===== Recorded information

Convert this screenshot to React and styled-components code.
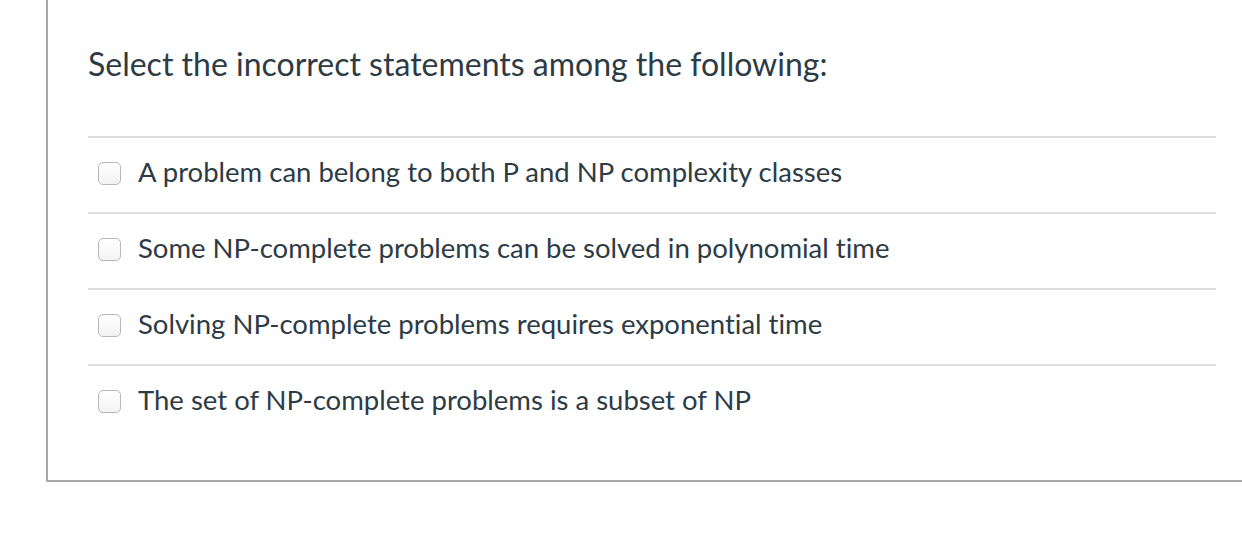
import React from 'react';
import styled, { createGlobalStyle } from 'styled-components';

const GlobalStyle = createGlobalStyle`
  html, body {
    margin: 0;
    padding: 0;
    background: #ffffff;
    overflow: hidden;
  }
  body {
    font-family: Lato, "Open Sans", "Liberation Sans", sans-serif;
    font-variant-ligatures: none;
    color: #2d3b45;
  }
`;

const Page = styled.div`
  width: 1242px;
  height: 558px;
  overflow: hidden;
`;

const Card = styled.div`
  margin-left: 46px;
  width: 1220px;
  border-left: 2px solid #a8a8a8;
  border-bottom: 2px solid #a8a8a8;
  padding: 46px 24px 40px 40px;
  box-sizing: border-box;
`;

const Question = styled.div`
  font-size: 32px;
  line-height: 36px;
  margin-bottom: 54px;
`;

const Answers = styled.div`
  display: flex;
  flex-direction: column;
  width: 1128px;
`;

const Answer = styled.label`
  display: flex;
  align-items: center;
  gap: 17px;
  height: 76px;
  box-sizing: border-box;
  padding: 0 0 7px 10px;
  border-top: 2px solid #dddddd;
  font-size: 27.5px;
`;

const Box = styled.span`
  flex: none;
  width: 23px;
  height: 23px;
  box-sizing: border-box;
  border: 1px solid #b8b8b8;
  border-radius: 5px;
  background: linear-gradient(#ffffff, #f3f3f3);
  margin-top: 3px;
`;

const answers = [
  'A problem can belong to both P and NP complexity classes',
  'Some NP-complete problems can be solved in polynomial time',
  'Solving NP-complete problems requires exponential time',
  'The set of NP-complete problems is a subset of NP',
];

export default function App() {
  return (
    <Page>
      <GlobalStyle />
      <Card>
        <Question>Select the incorrect statements among the following:</Question>
        <Answers>
          {answers.map(text => (
            <Answer key={text}>
              <Box />
              <span>{text}</span>
            </Answer>
          ))}
        </Answers>
      </Card>
    </Page>
  );
}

==========

The request ::
From the data above, gather every line that includes the word "components".

The output ::
Convert this screenshot to React and styled-components code.
import styled, { createGlobalStyle } from 'styled-components';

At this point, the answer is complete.